ACL (anterior cruciate ligament) injuries are a hot topic these days, from orthopedic surgery centers to the sidelines at high school soccer games. The ACL is one of the four major ligaments of your knee joint, and unfortunately is often injured by athletes during sudden dislocation, torsion or hyperextension of the knee joint.
To make matters worse for females, Randy Dick, the senior assistant director of health and safety for the NCAA says that females are 3-3x more likely than males to injure their ACL. Some statistics have females as much as eight times as likely to injure their ACL as male counterparts. The medical field is rife with studies about ACL injuries and rehabilitation, and what some research shows may surprise you. Some females need to get “stiffer” joints in order to prevent this and other injuries.
To understand why you may need to get stiffer joints, you’ll have to first understand flexibility a little better. Joint range of motion is controlled by the active and passive structures that act on that joint, i.e. the muscles (active), and ligaments, tendons, cartilage and bone (passive).
There are two types of flexibility, active and passive. Active flexibility exists in the belly of muscles, allowing an athlete to go through a full active range of motion (think about a deep and safe squat). Passive flexibility (think about bending down and touching your toes) involves the passive structures (tendons and ligaments) that merely transmit the forces that the muscles produce.
Active flexibility is good for athletes, but too much passive flexibility can actually be harmful.
To understand why too much passive flexibility is bad, we’ll have to understand one more big word: musculotendinous stiffness. This refers to the elastic characteristics of the muscles and tendons that control a given joint. Researchers from the Neuromuscular Research Lab at The University of North Carolina compared hamstring (a major muscle responsible for limiting ACL loading) characteristics in males and females. The study showed that males had much greater musculotendinous stiffness. In effect, their hamstring muscles and tendons were stiffer and quicker, better at responding to dynamic knee loads.
The researchers believe that females’ lack of stiffness places greater strain on their ACL, and can have a profound effect when strain is applied frequently, as in many sports. In another study from The Center for Health, Exercise and Sports Medicine at the University of Melbourne researchers examined patients recovering from ACL reconstruction. The subjects further along in the rehabilitation process (who performed better in knee stability tests) all had significantly more musculotendinous stiffness in the musculature of the operated limb.
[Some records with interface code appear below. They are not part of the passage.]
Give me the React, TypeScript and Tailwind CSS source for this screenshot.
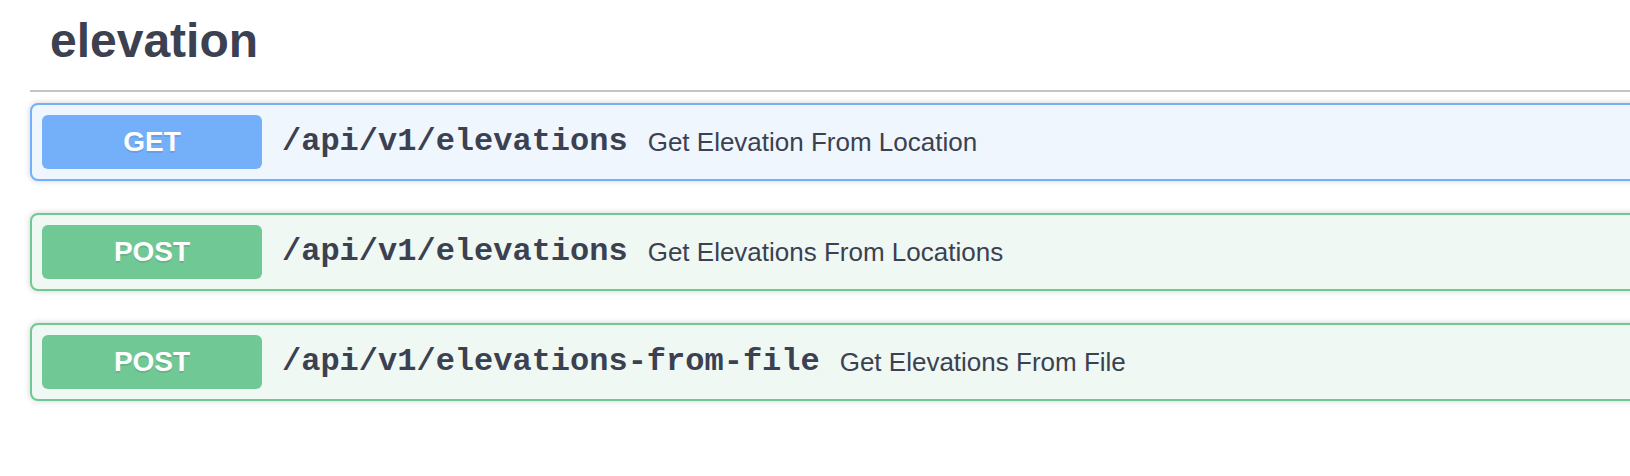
import React from "react";

type Op = { method: "GET" | "POST"; path: string; summary: string };

const ops: Op[] = [
  { method: "GET", path: "/api/v1/elevations", summary: "Get Elevation From Location" },
  { method: "POST", path: "/api/v1/elevations", summary: "Get Elevations From Locations" },
  { method: "POST", path: "/api/v1/elevations-from-file", summary: "Get Elevations From File" },
];

function Block({ op }: { op: Op }) {
  const isGet = op.method === "GET";
  return (
    <div
      className={
        "mb-[32px] flex h-[78px] items-center rounded-[8px] border-2 px-[10px] shadow-[0_0_6px_rgba(0,0,0,0.19)] " +
        (isGet ? "border-[#73b0f9] bg-[#eff6fe]" : "border-[#70c894] bg-[#eff8f3]")
      }
    >
      <div
        className={
          "flex h-[54px] w-[220px] shrink-0 items-center justify-center rounded-[6px] text-[28px] font-bold text-white [text-shadow:0_2px_0_rgba(0,0,0,0.1)] " +
          (isGet ? "bg-[#73b0f9]" : "bg-[#70c894]")
        }
        style={{ fontFamily: '"Liberation Sans", Arial, sans-serif' }}
      >
        {op.method}
      </div>
      <span
        className="px-[20px] text-[32px] font-bold text-[#3b4151]"
        style={{ fontFamily: '"Liberation Mono", "Courier New", monospace' }}
      >
        {op.path}
      </span>
      <span
        className="text-[26px] text-[#3b4151]"
        style={{ fontFamily: '"Liberation Sans", Arial, sans-serif' }}
      >
        {op.summary}
      </span>
    </div>
  );
}

export default function App() {
  return (
    <div className="h-[476px] w-[1630px] overflow-hidden bg-white">
      <div className="w-[1640px] pl-[30px]">
        <h3
          className="border-b-2 border-[#c4c4c6] pb-[21px] pl-[20px] pt-[13px] text-[48px] font-bold leading-[56px] text-[#3b4151]"
          style={{ fontFamily: '"Liberation Sans", Arial, sans-serif' }}
        >
          elevation
        </h3>
        <div className="mt-[11px]">
          {ops.map((op, i) => (
            <Block key={i} op={op} />
          ))}
        </div>
      </div>
    </div>
  );
}
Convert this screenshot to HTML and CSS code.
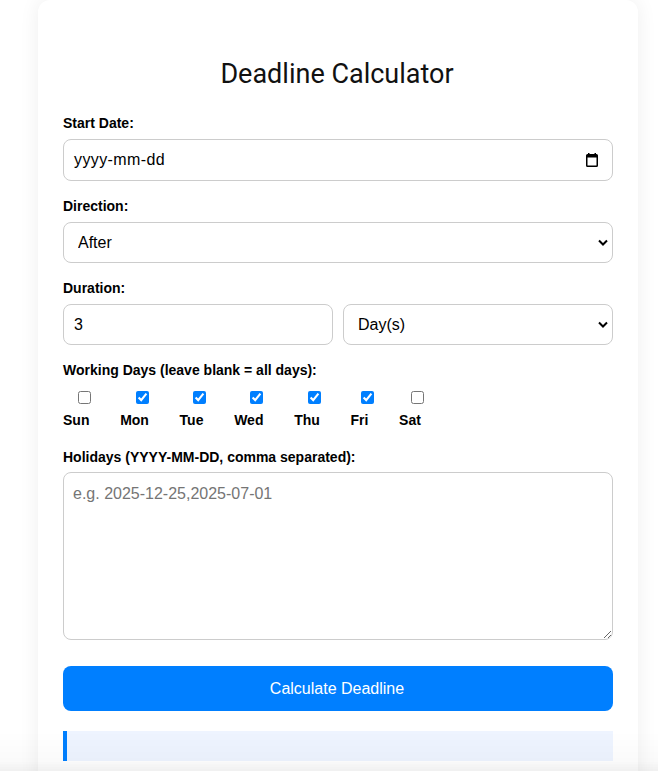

Your muscles and tendons are like a series of rubber bands. You don’t want your rubber bands to be too loose, they will be slow to respond to quick changes in direction or speed, and put dangerous amounts of stress on ligaments and other soft-tissues. A study from Southern Cross University in New South Whales, Australia, showed that a musculotendinous unit on the stiff end of the elasticity spectrum was able to contract much more forcefully than a loose unit. Stiffer muscles and tendons operate at a more efficient length, produce force more quickly, and are especially good at creating force in the initial stages of movement (called rate of force development). If you think of your body as a car, rate of force development would be your first gear. You want your car to have a big first gear and accelerate quickly. And in the case of a lot of ACL injuries, you want your muscles to contract very quickly in order to protect against ligament damage.
So, what’s the easiest way to get stiffer? Sprint. Sprinting forces your body into forceful, fast ground contacts that build strong, responsive tendons, in a full, safe range of motion.